• _What the exercise asks_
Leaving out all pictures, reproduce the entries below exactly, from the first line through the line that contains "text-[26px] leading-[30px] font-bold".

• _Data records_
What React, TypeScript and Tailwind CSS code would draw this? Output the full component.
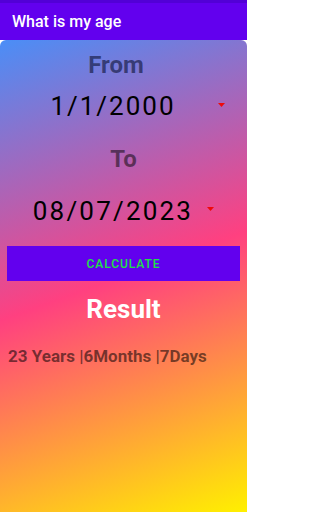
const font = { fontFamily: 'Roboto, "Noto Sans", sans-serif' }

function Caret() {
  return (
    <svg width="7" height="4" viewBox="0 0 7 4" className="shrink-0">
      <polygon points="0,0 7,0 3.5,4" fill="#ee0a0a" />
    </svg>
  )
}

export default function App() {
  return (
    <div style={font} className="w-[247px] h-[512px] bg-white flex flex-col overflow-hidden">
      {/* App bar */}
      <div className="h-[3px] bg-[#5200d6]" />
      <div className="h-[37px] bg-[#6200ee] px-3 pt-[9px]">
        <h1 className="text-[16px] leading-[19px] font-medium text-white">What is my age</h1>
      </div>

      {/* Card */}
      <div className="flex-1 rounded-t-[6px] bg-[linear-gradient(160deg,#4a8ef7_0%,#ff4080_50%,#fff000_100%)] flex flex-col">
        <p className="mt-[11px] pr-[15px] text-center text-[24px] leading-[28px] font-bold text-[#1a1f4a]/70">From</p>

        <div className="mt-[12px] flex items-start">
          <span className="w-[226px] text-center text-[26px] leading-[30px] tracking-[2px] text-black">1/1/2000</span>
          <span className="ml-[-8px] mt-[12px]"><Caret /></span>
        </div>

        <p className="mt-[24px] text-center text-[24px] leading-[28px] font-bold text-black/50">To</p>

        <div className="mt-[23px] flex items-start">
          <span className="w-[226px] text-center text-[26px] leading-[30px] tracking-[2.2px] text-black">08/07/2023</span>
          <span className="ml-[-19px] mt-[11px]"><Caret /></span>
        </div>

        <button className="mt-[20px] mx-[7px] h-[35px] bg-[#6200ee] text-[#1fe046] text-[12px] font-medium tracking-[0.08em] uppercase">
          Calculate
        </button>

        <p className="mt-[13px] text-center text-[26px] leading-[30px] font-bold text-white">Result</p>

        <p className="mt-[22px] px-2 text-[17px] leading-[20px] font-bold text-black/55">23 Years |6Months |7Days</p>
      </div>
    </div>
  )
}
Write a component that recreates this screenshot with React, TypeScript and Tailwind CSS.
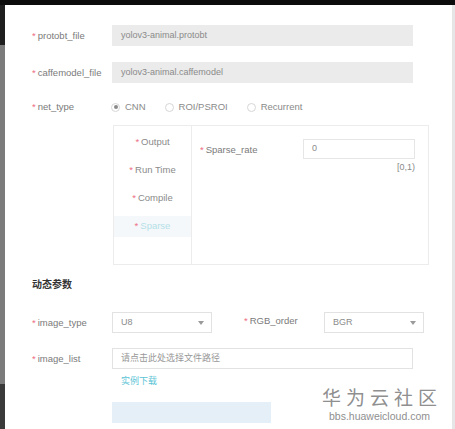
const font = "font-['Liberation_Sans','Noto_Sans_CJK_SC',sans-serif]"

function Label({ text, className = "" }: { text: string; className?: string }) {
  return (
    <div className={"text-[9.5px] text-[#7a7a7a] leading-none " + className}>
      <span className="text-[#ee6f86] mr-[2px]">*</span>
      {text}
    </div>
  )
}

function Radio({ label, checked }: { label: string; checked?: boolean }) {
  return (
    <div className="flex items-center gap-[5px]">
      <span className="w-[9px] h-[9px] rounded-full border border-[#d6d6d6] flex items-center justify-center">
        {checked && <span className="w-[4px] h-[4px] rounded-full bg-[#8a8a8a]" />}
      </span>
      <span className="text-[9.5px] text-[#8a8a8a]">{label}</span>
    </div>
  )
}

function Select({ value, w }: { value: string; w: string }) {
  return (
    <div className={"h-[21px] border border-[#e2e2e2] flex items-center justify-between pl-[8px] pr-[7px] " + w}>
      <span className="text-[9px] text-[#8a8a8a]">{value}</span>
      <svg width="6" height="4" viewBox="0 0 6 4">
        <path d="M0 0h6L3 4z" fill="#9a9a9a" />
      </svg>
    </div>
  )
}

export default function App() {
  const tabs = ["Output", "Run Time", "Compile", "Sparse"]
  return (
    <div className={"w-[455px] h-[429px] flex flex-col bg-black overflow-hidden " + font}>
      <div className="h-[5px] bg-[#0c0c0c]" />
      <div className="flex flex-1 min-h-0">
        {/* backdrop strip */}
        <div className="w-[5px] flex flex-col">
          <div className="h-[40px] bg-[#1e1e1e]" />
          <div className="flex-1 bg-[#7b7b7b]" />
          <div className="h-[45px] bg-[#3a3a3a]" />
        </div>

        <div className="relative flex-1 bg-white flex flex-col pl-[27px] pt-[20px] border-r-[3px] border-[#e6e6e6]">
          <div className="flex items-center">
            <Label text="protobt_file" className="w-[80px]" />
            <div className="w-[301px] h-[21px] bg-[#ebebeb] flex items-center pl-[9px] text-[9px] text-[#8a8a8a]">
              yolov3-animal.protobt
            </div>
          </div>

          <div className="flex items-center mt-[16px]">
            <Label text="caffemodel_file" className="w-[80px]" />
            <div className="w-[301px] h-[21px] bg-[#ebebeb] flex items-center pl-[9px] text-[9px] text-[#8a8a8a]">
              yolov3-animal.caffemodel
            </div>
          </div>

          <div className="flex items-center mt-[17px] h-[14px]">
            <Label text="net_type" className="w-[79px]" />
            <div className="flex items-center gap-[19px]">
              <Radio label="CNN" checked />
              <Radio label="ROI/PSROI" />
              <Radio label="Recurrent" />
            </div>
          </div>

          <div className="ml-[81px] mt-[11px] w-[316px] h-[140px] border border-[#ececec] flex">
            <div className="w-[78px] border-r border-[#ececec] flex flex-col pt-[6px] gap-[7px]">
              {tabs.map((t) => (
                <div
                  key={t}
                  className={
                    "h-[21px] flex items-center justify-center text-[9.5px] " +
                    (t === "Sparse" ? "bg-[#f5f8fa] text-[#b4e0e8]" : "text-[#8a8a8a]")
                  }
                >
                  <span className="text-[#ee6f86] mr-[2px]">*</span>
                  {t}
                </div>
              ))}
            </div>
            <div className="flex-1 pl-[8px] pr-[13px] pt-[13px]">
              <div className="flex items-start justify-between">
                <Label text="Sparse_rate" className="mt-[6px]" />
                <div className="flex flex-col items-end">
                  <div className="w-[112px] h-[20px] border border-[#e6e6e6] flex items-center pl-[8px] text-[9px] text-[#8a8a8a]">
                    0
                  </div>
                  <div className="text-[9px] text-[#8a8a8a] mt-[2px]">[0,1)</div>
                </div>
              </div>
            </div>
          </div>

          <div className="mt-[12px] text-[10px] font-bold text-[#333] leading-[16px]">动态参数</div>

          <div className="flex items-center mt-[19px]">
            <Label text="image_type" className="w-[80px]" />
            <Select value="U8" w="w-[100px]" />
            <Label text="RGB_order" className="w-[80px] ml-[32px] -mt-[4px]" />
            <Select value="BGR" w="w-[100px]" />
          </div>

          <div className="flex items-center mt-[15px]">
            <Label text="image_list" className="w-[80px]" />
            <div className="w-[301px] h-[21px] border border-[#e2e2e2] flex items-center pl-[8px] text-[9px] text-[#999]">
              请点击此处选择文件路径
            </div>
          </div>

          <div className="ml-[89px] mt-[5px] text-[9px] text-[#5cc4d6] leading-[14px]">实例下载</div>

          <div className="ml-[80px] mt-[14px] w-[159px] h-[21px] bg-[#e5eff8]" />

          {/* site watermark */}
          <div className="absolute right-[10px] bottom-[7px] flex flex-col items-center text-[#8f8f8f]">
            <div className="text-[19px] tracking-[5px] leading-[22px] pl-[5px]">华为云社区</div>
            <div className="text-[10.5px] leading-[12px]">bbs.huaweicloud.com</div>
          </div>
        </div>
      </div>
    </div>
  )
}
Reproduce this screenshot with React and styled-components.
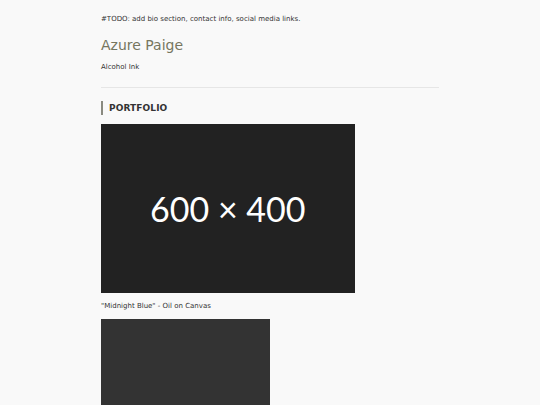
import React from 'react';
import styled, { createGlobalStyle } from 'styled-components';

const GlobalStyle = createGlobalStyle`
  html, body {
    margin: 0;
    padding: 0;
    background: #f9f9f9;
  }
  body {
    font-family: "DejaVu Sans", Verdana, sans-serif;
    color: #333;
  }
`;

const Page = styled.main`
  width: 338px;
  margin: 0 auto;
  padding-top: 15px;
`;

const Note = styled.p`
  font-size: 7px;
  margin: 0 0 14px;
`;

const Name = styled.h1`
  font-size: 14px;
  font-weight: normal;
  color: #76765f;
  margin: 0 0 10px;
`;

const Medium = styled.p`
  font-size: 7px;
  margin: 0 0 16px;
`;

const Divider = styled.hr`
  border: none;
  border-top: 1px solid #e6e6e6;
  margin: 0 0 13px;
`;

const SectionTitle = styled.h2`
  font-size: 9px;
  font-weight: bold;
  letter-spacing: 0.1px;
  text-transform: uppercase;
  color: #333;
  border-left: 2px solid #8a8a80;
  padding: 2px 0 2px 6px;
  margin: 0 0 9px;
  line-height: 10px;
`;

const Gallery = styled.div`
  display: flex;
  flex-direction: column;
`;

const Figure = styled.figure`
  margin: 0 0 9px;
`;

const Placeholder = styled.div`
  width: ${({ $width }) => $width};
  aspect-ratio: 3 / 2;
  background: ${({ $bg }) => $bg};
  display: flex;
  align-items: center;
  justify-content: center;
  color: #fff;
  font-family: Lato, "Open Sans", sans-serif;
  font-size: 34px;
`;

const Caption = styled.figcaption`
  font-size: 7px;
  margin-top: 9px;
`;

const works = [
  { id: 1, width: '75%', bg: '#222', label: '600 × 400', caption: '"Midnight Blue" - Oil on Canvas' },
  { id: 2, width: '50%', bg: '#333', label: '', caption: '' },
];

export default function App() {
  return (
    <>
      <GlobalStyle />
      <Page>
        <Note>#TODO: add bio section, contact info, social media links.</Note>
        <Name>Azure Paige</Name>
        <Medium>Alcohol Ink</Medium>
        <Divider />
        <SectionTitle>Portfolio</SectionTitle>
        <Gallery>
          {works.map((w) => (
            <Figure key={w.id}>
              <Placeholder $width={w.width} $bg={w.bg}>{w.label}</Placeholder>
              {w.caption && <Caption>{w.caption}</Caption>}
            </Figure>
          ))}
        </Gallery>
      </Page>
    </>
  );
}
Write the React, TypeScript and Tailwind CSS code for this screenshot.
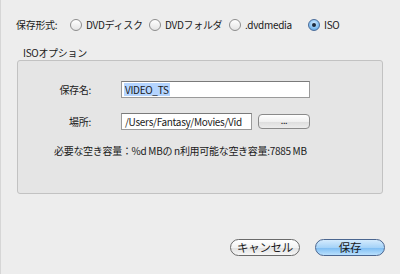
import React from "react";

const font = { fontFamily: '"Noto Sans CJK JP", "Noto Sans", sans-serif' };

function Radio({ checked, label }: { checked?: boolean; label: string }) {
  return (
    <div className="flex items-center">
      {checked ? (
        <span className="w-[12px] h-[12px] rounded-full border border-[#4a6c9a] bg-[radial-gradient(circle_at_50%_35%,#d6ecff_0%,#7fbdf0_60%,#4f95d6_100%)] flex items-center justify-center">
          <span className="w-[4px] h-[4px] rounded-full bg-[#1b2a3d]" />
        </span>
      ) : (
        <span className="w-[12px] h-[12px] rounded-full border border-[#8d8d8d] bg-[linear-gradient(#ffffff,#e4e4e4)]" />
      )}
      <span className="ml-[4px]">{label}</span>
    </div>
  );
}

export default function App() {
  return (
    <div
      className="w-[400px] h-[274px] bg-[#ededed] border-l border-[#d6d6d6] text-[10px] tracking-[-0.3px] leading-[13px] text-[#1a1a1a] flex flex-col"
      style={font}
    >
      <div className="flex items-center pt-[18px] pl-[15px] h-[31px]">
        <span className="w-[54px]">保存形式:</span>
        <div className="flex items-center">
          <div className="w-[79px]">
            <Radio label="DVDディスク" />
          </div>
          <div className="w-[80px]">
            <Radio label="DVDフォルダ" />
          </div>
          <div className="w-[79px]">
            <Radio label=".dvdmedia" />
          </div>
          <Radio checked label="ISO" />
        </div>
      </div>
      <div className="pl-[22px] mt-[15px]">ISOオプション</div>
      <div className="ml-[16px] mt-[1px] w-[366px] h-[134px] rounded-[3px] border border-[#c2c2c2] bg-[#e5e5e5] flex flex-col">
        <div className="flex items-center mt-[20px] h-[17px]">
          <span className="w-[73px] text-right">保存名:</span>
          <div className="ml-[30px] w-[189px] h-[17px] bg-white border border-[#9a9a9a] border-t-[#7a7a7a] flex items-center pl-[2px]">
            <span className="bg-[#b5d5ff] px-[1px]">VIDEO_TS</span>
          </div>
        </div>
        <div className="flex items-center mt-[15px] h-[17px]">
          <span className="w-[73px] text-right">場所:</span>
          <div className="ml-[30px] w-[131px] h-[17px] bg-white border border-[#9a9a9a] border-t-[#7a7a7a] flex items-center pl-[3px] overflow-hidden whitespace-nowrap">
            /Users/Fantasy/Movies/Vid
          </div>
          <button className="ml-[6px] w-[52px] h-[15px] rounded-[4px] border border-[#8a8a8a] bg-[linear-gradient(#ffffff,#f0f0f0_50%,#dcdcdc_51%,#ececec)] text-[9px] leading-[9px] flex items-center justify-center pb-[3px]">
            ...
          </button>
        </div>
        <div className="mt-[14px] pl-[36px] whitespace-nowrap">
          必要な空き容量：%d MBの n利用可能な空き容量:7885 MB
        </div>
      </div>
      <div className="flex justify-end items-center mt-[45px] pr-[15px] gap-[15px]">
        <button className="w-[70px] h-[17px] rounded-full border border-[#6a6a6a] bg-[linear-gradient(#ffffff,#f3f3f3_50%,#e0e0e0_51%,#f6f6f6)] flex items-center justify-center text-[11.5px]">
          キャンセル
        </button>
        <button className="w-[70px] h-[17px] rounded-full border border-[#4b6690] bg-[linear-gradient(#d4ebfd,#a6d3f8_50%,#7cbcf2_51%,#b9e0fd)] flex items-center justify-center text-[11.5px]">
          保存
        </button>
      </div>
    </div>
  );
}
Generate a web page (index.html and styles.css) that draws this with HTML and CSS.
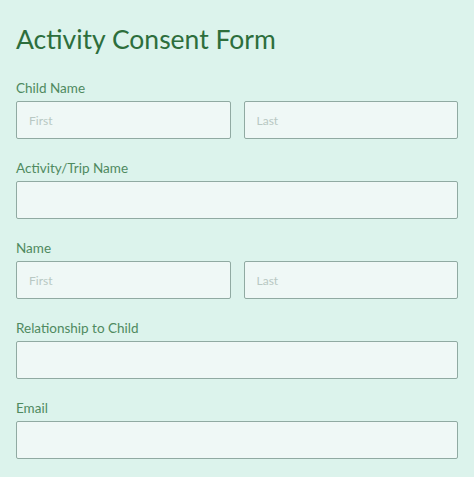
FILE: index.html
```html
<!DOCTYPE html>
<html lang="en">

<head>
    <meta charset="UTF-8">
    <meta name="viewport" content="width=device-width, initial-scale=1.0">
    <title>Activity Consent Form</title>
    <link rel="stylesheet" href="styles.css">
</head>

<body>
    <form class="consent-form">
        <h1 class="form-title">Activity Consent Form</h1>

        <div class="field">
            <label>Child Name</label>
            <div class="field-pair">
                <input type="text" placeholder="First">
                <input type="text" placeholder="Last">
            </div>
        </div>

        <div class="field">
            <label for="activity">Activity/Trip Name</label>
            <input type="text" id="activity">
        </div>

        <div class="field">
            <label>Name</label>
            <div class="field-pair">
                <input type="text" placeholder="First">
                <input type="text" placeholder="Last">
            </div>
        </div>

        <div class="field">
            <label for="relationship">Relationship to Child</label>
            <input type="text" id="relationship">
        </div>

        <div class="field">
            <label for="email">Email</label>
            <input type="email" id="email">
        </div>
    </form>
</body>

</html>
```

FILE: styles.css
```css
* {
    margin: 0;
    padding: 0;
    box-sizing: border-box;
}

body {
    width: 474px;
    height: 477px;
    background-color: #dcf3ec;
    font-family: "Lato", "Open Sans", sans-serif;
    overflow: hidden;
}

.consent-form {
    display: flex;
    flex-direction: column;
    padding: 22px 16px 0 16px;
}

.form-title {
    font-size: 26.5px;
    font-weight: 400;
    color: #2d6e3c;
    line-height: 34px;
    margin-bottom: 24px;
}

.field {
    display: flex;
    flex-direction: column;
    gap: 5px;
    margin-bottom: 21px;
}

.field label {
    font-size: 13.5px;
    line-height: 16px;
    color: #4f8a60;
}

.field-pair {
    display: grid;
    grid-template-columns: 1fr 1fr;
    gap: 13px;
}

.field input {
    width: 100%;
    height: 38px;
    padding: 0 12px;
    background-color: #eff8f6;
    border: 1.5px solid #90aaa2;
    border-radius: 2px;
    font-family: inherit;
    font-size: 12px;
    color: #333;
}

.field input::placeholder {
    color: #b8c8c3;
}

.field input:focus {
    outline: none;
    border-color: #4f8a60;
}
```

• _Result below_
What React, TypeScript and Tailwind CSS code would draw this? Output the full component.
const font = { fontFamily: 'Roboto, "Noto Sans", sans-serif' }

function Caret() {
  return (
    <svg width="7" height="4" viewBox="0 0 7 4" className="shrink-0">
      <polygon points="0,0 7,0 3.5,4" fill="#ee0a0a" />
    </svg>
  )
}

export default function App() {
  return (
    <div style={font} className="w-[247px] h-[512px] bg-white flex flex-col overflow-hidden">
      {/* App bar */}
      <div className="h-[3px] bg-[#5200d6]" />
      <div className="h-[37px] bg-[#6200ee] px-3 pt-[9px]">
        <h1 className="text-[16px] leading-[19px] font-medium text-white">What is my age</h1>
      </div>

      {/* Card */}
      <div className="flex-1 rounded-t-[6px] bg-[linear-gradient(160deg,#4a8ef7_0%,#ff4080_50%,#fff000_100%)] flex flex-col">
        <p className="mt-[11px] pr-[15px] text-center text-[24px] leading-[28px] font-bold text-[#1a1f4a]/70">From</p>

        <div className="mt-[12px] flex items-start">
          <span className="w-[226px] text-center text-[26px] leading-[30px] tracking-[2px] text-black">1/1/2000</span>
          <span className="ml-[-8px] mt-[12px]"><Caret /></span>
        </div>

        <p className="mt-[24px] text-center text-[24px] leading-[28px] font-bold text-black/50">To</p>

        <div className="mt-[23px] flex items-start">
          <span className="w-[226px] text-center text-[26px] leading-[30px] tracking-[2.2px] text-black">08/07/2023</span>
          <span className="ml-[-19px] mt-[11px]"><Caret /></span>
        </div>

        <button className="mt-[20px] mx-[7px] h-[35px] bg-[#6200ee] text-[#1fe046] text-[12px] font-medium tracking-[0.08em] uppercase">
          Calculate
        </button>

        <p className="mt-[13px] text-center text-[26px] leading-[30px] font-bold text-white">Result</p>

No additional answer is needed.